Indonesia has experimented with the B40 from 30 per cent Fatty Acid Methyl Ester (FAME) and 10 per centRefined, Bleached, and Deodorised Palm Oil (RBDPO) on 12 most popular passenger cars and commercial vehicles over 50, 000 km and 40,000 km respectively in July 2022. In its Alternative Energy Development Plan (AEDP) 2018, Thailand has set a target for 194 million litres pyrolysis oil (bio-oil) to be produced per year by 2037. When mixed with ethanol, pyrolysis oil can become a fuel for combustion engine vehicles.
Learning from the US, fiscal incentives might accelerate feedstock-switching from mainstream options to advanced ones, significantly benefiting the local community. Its Biomass Crop Assistance Program (BCAP) grants money to landowners and business owners who set up, grow, and distribute biomass plantations for advanced biofuel production. A 50-per-cent reimbursement of the cost of establishing a biomass feedstock crop is available to qualified feedstock producers, in addition to annual payments for up to five years for herbaceous feedstocks and up to 15 years for woody feedstocks.

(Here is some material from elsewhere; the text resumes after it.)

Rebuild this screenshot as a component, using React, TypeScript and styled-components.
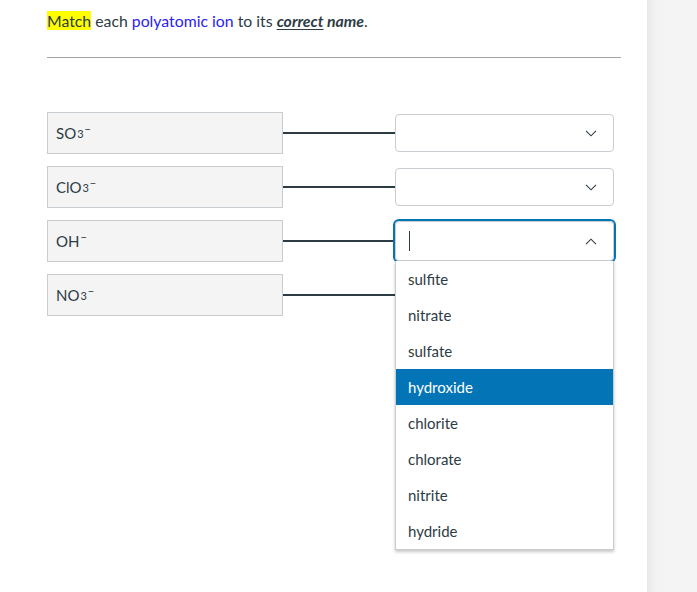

Noting Asean’s rich agriculture resources, biofuel’s role would be vital for member countries’ net-zero plans. Solving the feedstock crunch is necessary to meet market demands, which requires careful policy and supply chain strategy. And elevating planning to regional cooperation might accelerate the countries’ progress in a more sustainable and less costly manner. Under the ASEAN Plan of Action for Energy Cooperation (APAEC) Phase II: 2021-2025, the ASEAN Biofuel Research and Development (R&D) Roadmap was introduced to resolve the existing barriers in upstream, midstream, and downstream elements through a coordinated approach within the member countries. The question now is how this roadmap could come to fruition in coming years.